We talk a lot about home ownership on our shows, along with housing starts and average home costs. All those real estate stats double as as economic indicators and a kind of goal post for prosperity in America.
The rate is measured as the percentage of homes in the country owned by their occupants, and it’s hovering around a 50-year low at 63.7 percent last quarter, according to the U.S. Census Bureau. That’s set off alarm bells among some economists who worry millennials will be stuck renting forever. But how much does that really matter? Make Me Smart listener Annie Brinich wanted to know.
“It baffles me that young people not buying houses is such a grave concern,” Brinich wrote us on Facebook. “Does our nation’s economy hinge on home ownership? Can anyone tell me why young people choosing to rent rather than own is news?”
Since Kai Ryssdal and Molly Wood have the week off, we decided this was a good time to get some answers. We called up Stephen Conroy, economics professor and associate dean at the University of San Diego School of Business. Homes hold a unique place in Americans’ financial lives, he said.
“If we look at household wealth, the largest component of it is going to be household equity. So that’s an important asset,” he said. “Its rise or fall frankly can have a huge impact on household wealth.”
In that way, home ownership is a handy stand-in for a lot of other economic indicators. Think of all the stuff you need to get in the housing market: A well-paying job, cash for a down payment, good credit to secure a mortgage and stability to stick around for at least a few years and make the whole process worth it. You also need to have affordable housing available to you.
It’s probably too early to be worried about millennials’ real estate, Conroy said. The Census Bureau, which reports the home ownership rate, defines millennials as Americans born between 1982 and 2000. That’s still on the young side for a homeowner.
“Ten years from now, if we’re still saying the same thing, then I would be concerned. Because now we would be talking about 27- to 45-year-olds who really should be in the peak of their homeownership years.”
But what if they’re not? After all, one can have good credit, a stable job and a healthy savings account and choose not to get a mortgage. It’s correlation, not causation. As Brinich points out, is that really such a big problem for the economy?
Millennials have reasons to be gun-shy, Conroy said. They’re saddled with rising student debt, and they witnessed the housing bust first hand. As they’ve entered the workforce, young adults have so far seemed to value renting’s flexibility and staying in cities, close to work.
“If they in the end decide to adopt this new lifestyle, and are not fleeing to the suburbs as their parents or grandparents did … then we might actually see this change,” Conroy said of homeownership rates. “It may not on its face be a negative indicator as long as this is the case, namely that households are investing much more in securities like stocks and bonds.”

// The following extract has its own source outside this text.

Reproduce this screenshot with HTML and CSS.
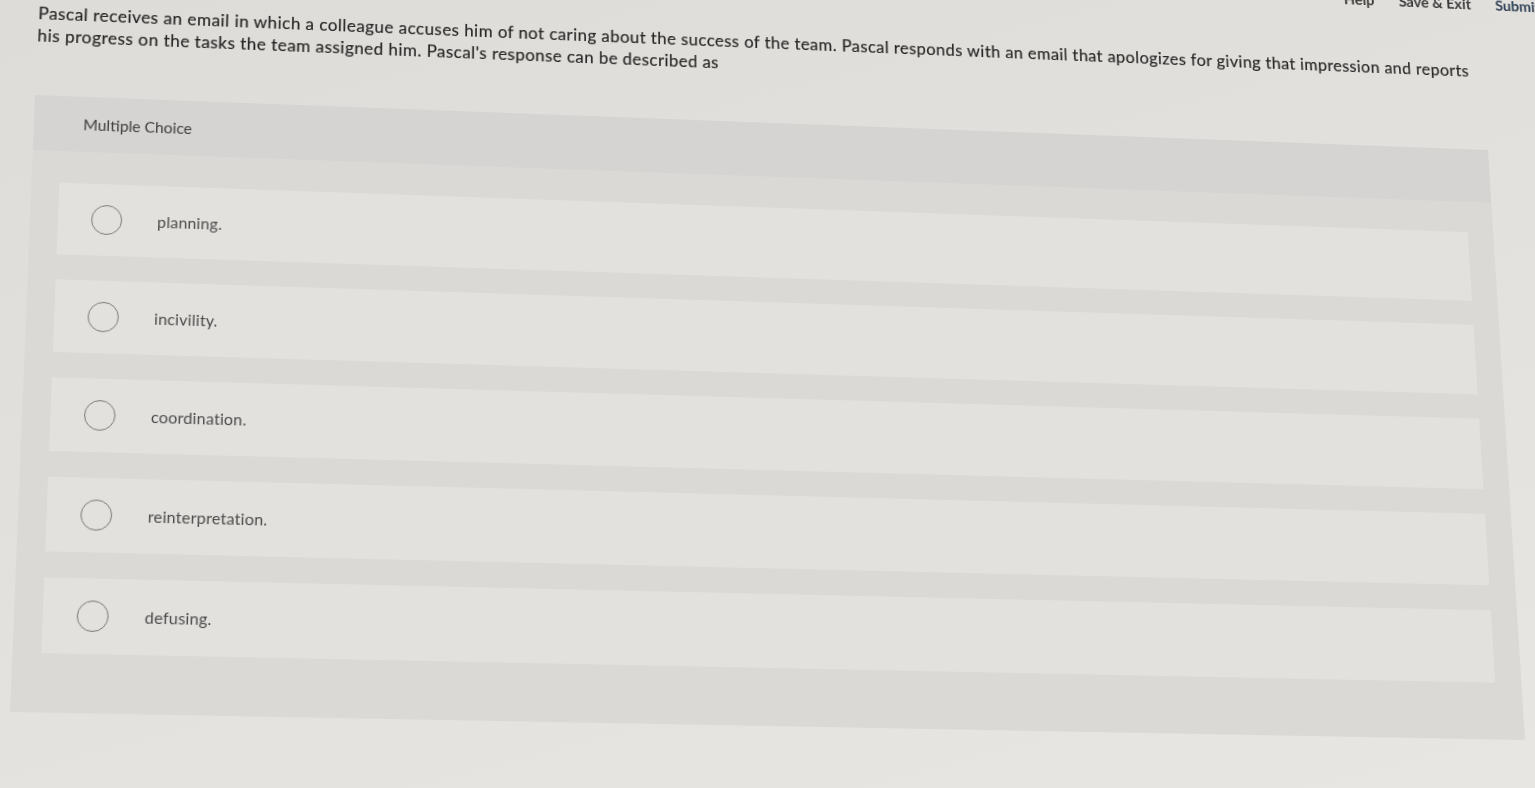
FILE: index.html
```html
<!DOCTYPE html>
<html lang="en">
<head>
<meta charset="utf-8">
<title>Multiple Choice</title>
<link rel="stylesheet" href="styles.css">
</head>
<body>
<div class="screen">
  <header class="toolbar">
    <span class="tool">Help</span>
    <span class="tool">Save &amp; Exit</span>
    <span class="tool tool-submit">Submit</span>
  </header>
  <main class="question">
    <p class="prompt">Pascal receives an email in which a colleague accuses him of not caring about the success of the team. Pascal responds with an email that apologizes for giving that impression and reports his progress on the tasks the team assigned him. Pascal's response can be described as</p>
    <section class="mc">
      <div class="mc-head">Multiple Choice</div>
      <div class="mc-options">
        <label class="opt"><span class="radio"></span><span class="opt-text">planning.</span></label>
        <label class="opt"><span class="radio"></span><span class="opt-text">incivility.</span></label>
        <label class="opt"><span class="radio"></span><span class="opt-text">coordination.</span></label>
        <label class="opt"><span class="radio"></span><span class="opt-text">reinterpretation.</span></label>
        <label class="opt"><span class="radio"></span><span class="opt-text">defusing.</span></label>
      </div>
    </section>
  </main>
</div>
</body>
</html>
```
FILE: styles.css
```css
html, body {
  margin: 0;
  padding: 0;
  height: 100%;
  overflow: hidden;
}
body {
  background: linear-gradient(165deg, #dedcd8 0%, #e3e1dd 50%, #e8e6e2 100%);
  font-family: Lato, "Open Sans", "Liberation Sans", sans-serif;
}
.screen {
  width: 1640px;
  height: 900px;
  transform-origin: 0 0;
  transform: matrix3d(1.029777, 0.042003, 0, 0.00003227, -0.042086, 0.971904, 0, -0.00006969, 0, 0, 1, 0, 5.0826, -71.7358, 0, 1.0106849);
}
.toolbar {
  height: 23px;
  display: flex;
  justify-content: flex-end;
  align-items: flex-end;
  gap: 26px;
  padding-right: 58px;
}
.tool {
  font-size: 15.5px;
  font-weight: 700;
  color: #3a3a3a;
  line-height: 20px;
}
.tool-submit {
  color: #2f4257;
}
.question {
  padding-left: 36px;
}
.prompt {
  margin: 52px 0 0 0;
  width: 1484px;
  font-size: 17px;
  letter-spacing: 0.45px;
  line-height: 22.5px;
  color: #242424;
  -webkit-text-stroke: 0.15px #242424;
}
.mc {
  margin-top: 50px;
  width: 1480px;
  height: 604px;
  background: #dad9d6;
}
.mc-head {
  height: 56px;
  line-height: 56px;
  padding-left: 48px;
  font-size: 15.3px;
  color: #3e3e3e;
  background: #d5d4d2;
}
.mc-options {
  margin-top: 31.6px;
  padding: 0 27px;
  display: flex;
  flex-direction: column;
  gap: 25.2px;
}
.opt {
  height: 72px;
  display: flex;
  align-items: center;
  padding-left: 32px;
  background: #e2e1de;
}
.radio {
  width: 30px;
  height: 30px;
  box-sizing: border-box;
  border: 1.6px solid #7c7c7c;
  border-radius: 50%;
  flex: none;
}
.opt-text {
  margin-left: 34px;
  font-size: 15.5px;
  letter-spacing: 0.2px;
  color: #4a4a4a;
}
```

Conroy said he’d still recommend young people look to buy. For decades, tax benefits for homeowners have been a bipartisan effort and they make houses a unique investment. You can’t sleep in your stocks and bonds, and you don’t get the same kind of tax breaks from them either.
“A house is a place to put your stuff, but it’s also a place where you lay down your head at night,” he said. “It’s an investment without people really thinking of it as an investment.”